• [Aim of the exercise]: Omit the pictures, then reproduce every remaining record exactly.
-- Start of Raw records --
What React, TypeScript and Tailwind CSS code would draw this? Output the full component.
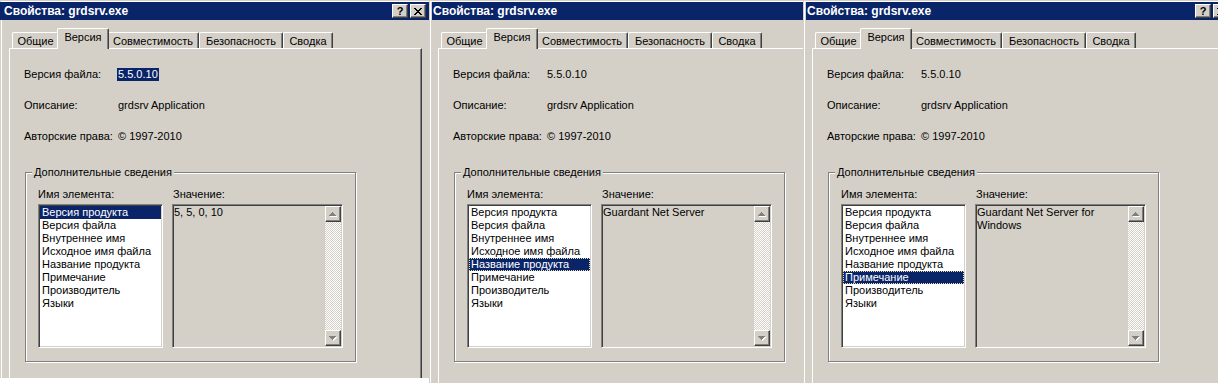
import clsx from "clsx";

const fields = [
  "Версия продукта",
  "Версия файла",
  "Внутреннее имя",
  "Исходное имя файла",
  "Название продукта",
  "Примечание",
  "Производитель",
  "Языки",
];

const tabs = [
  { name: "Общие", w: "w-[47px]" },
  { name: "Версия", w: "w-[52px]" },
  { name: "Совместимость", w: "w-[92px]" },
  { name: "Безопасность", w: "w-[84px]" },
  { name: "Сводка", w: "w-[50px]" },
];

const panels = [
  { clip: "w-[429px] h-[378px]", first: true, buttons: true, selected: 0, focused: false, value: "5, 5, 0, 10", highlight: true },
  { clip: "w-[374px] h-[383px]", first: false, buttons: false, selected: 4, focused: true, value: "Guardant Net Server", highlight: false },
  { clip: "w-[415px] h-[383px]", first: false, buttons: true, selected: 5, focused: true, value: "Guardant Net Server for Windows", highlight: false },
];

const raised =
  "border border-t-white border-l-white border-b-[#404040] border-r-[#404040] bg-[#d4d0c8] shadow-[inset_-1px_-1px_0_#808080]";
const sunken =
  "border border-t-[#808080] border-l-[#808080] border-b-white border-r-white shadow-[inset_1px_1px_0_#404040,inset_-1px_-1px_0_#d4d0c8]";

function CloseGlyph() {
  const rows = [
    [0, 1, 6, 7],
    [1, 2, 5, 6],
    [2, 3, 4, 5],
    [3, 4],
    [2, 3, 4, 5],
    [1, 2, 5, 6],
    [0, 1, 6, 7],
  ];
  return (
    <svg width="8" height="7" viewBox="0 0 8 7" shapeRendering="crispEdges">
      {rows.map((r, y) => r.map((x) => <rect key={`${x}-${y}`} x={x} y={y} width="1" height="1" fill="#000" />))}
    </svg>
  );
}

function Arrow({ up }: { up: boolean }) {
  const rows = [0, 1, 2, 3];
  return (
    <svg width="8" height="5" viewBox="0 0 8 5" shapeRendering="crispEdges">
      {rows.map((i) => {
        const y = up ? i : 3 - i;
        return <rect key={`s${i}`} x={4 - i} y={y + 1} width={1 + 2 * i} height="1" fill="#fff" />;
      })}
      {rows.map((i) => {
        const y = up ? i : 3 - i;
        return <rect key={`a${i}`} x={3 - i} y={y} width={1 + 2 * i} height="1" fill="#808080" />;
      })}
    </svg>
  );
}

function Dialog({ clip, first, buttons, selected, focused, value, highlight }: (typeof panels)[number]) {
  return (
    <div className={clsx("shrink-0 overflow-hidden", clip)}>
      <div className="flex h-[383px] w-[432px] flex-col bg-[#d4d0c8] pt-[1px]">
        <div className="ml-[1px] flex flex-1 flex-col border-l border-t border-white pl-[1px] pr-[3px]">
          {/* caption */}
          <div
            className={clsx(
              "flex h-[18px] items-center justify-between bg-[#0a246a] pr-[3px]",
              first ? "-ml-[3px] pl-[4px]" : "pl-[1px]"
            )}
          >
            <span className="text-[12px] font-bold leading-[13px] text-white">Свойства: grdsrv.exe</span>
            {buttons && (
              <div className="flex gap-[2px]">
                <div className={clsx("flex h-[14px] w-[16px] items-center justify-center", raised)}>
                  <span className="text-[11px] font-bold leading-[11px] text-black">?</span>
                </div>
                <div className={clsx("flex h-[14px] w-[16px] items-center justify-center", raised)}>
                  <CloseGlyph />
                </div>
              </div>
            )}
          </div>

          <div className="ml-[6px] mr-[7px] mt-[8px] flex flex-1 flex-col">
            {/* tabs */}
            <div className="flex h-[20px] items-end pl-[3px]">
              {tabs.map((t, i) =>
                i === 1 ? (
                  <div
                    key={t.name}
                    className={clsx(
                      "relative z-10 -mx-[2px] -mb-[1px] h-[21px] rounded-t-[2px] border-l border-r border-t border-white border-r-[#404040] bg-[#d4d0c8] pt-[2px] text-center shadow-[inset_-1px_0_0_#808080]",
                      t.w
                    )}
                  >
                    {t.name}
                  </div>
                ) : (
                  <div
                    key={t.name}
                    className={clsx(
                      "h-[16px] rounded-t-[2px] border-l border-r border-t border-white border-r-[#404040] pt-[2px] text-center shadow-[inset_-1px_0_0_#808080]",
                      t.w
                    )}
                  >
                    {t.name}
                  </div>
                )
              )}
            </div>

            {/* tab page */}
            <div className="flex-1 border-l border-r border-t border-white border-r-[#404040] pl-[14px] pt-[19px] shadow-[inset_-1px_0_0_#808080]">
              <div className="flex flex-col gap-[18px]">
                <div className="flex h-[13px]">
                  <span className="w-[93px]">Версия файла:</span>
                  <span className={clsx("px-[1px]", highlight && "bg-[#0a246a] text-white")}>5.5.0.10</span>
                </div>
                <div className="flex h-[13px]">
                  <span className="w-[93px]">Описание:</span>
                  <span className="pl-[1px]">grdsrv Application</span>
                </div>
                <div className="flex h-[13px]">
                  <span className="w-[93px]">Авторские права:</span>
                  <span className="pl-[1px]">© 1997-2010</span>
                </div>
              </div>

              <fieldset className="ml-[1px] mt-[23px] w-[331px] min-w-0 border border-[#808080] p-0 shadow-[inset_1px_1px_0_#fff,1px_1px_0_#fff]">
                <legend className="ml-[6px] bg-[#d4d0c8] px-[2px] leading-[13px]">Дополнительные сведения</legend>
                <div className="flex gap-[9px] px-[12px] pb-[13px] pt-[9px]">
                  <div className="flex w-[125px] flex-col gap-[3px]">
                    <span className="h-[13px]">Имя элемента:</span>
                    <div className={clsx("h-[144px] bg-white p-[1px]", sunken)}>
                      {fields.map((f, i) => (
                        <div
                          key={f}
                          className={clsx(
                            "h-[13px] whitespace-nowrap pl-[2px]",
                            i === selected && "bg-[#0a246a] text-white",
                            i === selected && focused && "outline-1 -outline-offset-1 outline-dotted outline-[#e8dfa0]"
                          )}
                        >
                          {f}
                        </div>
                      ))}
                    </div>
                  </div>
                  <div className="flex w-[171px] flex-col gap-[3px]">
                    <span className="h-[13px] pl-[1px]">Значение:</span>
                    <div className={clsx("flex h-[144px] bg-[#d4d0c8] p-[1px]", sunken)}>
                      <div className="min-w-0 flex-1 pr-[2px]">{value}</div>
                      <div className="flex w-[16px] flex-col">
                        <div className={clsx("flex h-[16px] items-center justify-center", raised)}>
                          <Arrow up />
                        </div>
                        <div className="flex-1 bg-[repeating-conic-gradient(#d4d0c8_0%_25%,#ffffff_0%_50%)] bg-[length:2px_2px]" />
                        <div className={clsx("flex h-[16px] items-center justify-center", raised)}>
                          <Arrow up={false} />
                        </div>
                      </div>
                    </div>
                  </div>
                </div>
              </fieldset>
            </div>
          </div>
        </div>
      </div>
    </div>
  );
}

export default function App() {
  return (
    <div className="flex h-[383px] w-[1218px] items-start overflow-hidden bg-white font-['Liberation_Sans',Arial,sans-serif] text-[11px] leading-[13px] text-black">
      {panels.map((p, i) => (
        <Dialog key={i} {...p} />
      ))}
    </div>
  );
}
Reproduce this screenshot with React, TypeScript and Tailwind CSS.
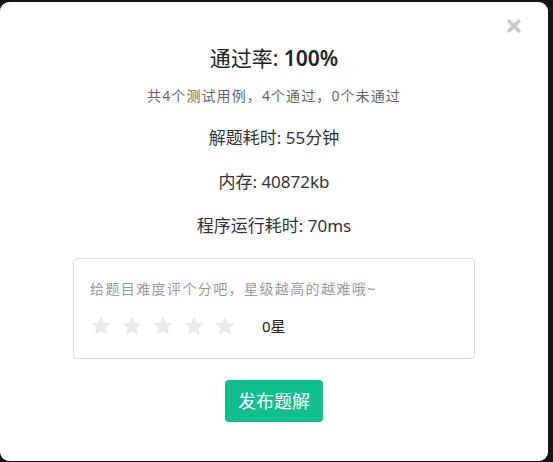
-- End of Raw records --
• [Response]:
What React, TypeScript and Tailwind CSS code would draw this? Output the full component.
import clsx from "clsx";

const fields = [
  "Версия продукта",
  "Версия файла",
  "Внутреннее имя",
  "Исходное имя файла",
  "Название продукта",
  "Примечание",
  "Производитель",
  "Языки",
];

const tabs = [
  { name: "Общие", w: "w-[47px]" },
  { name: "Версия", w: "w-[52px]" },
  { name: "Совместимость", w: "w-[92px]" },
  { name: "Безопасность", w: "w-[84px]" },
  { name: "Сводка", w: "w-[50px]" },
];

const panels = [
  { clip: "w-[429px] h-[378px]", first: true, buttons: true, selected: 0, focused: false, value: "5, 5, 0, 10", highlight: true },
  { clip: "w-[374px] h-[383px]", first: false, buttons: false, selected: 4, focused: true, value: "Guardant Net Server", highlight: false },
  { clip: "w-[415px] h-[383px]", first: false, buttons: true, selected: 5, focused: true, value: "Guardant Net Server for Windows", highlight: false },
];

const raised =
  "border border-t-white border-l-white border-b-[#404040] border-r-[#404040] bg-[#d4d0c8] shadow-[inset_-1px_-1px_0_#808080]";
const sunken =
  "border border-t-[#808080] border-l-[#808080] border-b-white border-r-white shadow-[inset_1px_1px_0_#404040,inset_-1px_-1px_0_#d4d0c8]";

function CloseGlyph() {
  const rows = [
    [0, 1, 6, 7],
    [1, 2, 5, 6],
    [2, 3, 4, 5],
    [3, 4],
    [2, 3, 4, 5],
    [1, 2, 5, 6],
    [0, 1, 6, 7],
  ];
  return (
    <svg width="8" height="7" viewBox="0 0 8 7" shapeRendering="crispEdges">
      {rows.map((r, y) => r.map((x) => <rect key={`${x}-${y}`} x={x} y={y} width="1" height="1" fill="#000" />))}
    </svg>
  );
}

function Arrow({ up }: { up: boolean }) {
  const rows = [0, 1, 2, 3];
  return (
    <svg width="8" height="5" viewBox="0 0 8 5" shapeRendering="crispEdges">
      {rows.map((i) => {
        const y = up ? i : 3 - i;
        return <rect key={`s${i}`} x={4 - i} y={y + 1} width={1 + 2 * i} height="1" fill="#fff" />;
      })}
      {rows.map((i) => {
        const y = up ? i : 3 - i;
        return <rect key={`a${i}`} x={3 - i} y={y} width={1 + 2 * i} height="1" fill="#808080" />;
      })}
    </svg>
  );
}

function Dialog({ clip, first, buttons, selected, focused, value, highlight }: (typeof panels)[number]) {
  return (
    <div className={clsx("shrink-0 overflow-hidden", clip)}>
      <div className="flex h-[383px] w-[432px] flex-col bg-[#d4d0c8] pt-[1px]">
        <div className="ml-[1px] flex flex-1 flex-col border-l border-t border-white pl-[1px] pr-[3px]">
          {/* caption */}
          <div
            className={clsx(
              "flex h-[18px] items-center justify-between bg-[#0a246a] pr-[3px]",
              first ? "-ml-[3px] pl-[4px]" : "pl-[1px]"
            )}
          >
            <span className="text-[12px] font-bold leading-[13px] text-white">Свойства: grdsrv.exe</span>
            {buttons && (
              <div className="flex gap-[2px]">
                <div className={clsx("flex h-[14px] w-[16px] items-center justify-center", raised)}>
                  <span className="text-[11px] font-bold leading-[11px] text-black">?</span>
                </div>
                <div className={clsx("flex h-[14px] w-[16px] items-center justify-center", raised)}>
                  <CloseGlyph />
                </div>
              </div>
            )}
          </div>

          <div className="ml-[6px] mr-[7px] mt-[8px] flex flex-1 flex-col">
            {/* tabs */}
            <div className="flex h-[20px] items-end pl-[3px]">
              {tabs.map((t, i) =>
                i === 1 ? (
                  <div
                    key={t.name}
                    className={clsx(
                      "relative z-10 -mx-[2px] -mb-[1px] h-[21px] rounded-t-[2px] border-l border-r border-t border-white border-r-[#404040] bg-[#d4d0c8] pt-[2px] text-center shadow-[inset_-1px_0_0_#808080]",
                      t.w
                    )}
                  >
                    {t.name}
                  </div>
                ) : (
                  <div
                    key={t.name}
                    className={clsx(
                      "h-[16px] rounded-t-[2px] border-l border-r border-t border-white border-r-[#404040] pt-[2px] text-center shadow-[inset_-1px_0_0_#808080]",
                      t.w
                    )}
                  >
                    {t.name}
                  </div>
                )
              )}
            </div>

            {/* tab page */}
            <div className="flex-1 border-l border-r border-t border-white border-r-[#404040] pl-[14px] pt-[19px] shadow-[inset_-1px_0_0_#808080]">
              <div className="flex flex-col gap-[18px]">
                <div className="flex h-[13px]">
                  <span className="w-[93px]">Версия файла:</span>
                  <span className={clsx("px-[1px]", highlight && "bg-[#0a246a] text-white")}>5.5.0.10</span>
                </div>
                <div className="flex h-[13px]">
                  <span className="w-[93px]">Описание:</span>
                  <span className="pl-[1px]">grdsrv Application</span>
                </div>
                <div className="flex h-[13px]">
                  <span className="w-[93px]">Авторские права:</span>
                  <span className="pl-[1px]">© 1997-2010</span>
                </div>
              </div>

              <fieldset className="ml-[1px] mt-[23px] w-[331px] min-w-0 border border-[#808080] p-0 shadow-[inset_1px_1px_0_#fff,1px_1px_0_#fff]">
                <legend className="ml-[6px] bg-[#d4d0c8] px-[2px] leading-[13px]">Дополнительные сведения</legend>
                <div className="flex gap-[9px] px-[12px] pb-[13px] pt-[9px]">
                  <div className="flex w-[125px] flex-col gap-[3px]">
                    <span className="h-[13px]">Имя элемента:</span>
                    <div className={clsx("h-[144px] bg-white p-[1px]", sunken)}>
                      {fields.map((f, i) => (
                        <div
                          key={f}
                          className={clsx(
                            "h-[13px] whitespace-nowrap pl-[2px]",
                            i === selected && "bg-[#0a246a] text-white",
                            i === selected && focused && "outline-1 -outline-offset-1 outline-dotted outline-[#e8dfa0]"
                          )}
                        >
                          {f}
                        </div>
                      ))}
                    </div>
                  </div>
                  <div className="flex w-[171px] flex-col gap-[3px]">
                    <span className="h-[13px] pl-[1px]">Значение:</span>
                    <div className={clsx("flex h-[144px] bg-[#d4d0c8] p-[1px]", sunken)}>
                      <div className="min-w-0 flex-1 pr-[2px]">{value}</div>
                      <div className="flex w-[16px] flex-col">
                        <div className={clsx("flex h-[16px] items-center justify-center", raised)}>
                          <Arrow up />
                        </div>
                        <div className="flex-1 bg-[repeating-conic-gradient(#d4d0c8_0%_25%,#ffffff_0%_50%)] bg-[length:2px_2px]" />
                        <div className={clsx("flex h-[16px] items-center justify-center", raised)}>
                          <Arrow up={false} />
                        </div>
                      </div>
                    </div>
                  </div>
                </div>
              </fieldset>
            </div>
          </div>
        </div>
      </div>
    </div>
  );
}

export default function App() {
  return (
    <div className="flex h-[383px] w-[1218px] items-start overflow-hidden bg-white font-['Liberation_Sans',Arial,sans-serif] text-[11px] leading-[13px] text-black">
      {panels.map((p, i) => (
        <Dialog key={i} {...p} />
      ))}
    </div>
  );
}
Reproduce this screenshot with React, TypeScript and Tailwind CSS.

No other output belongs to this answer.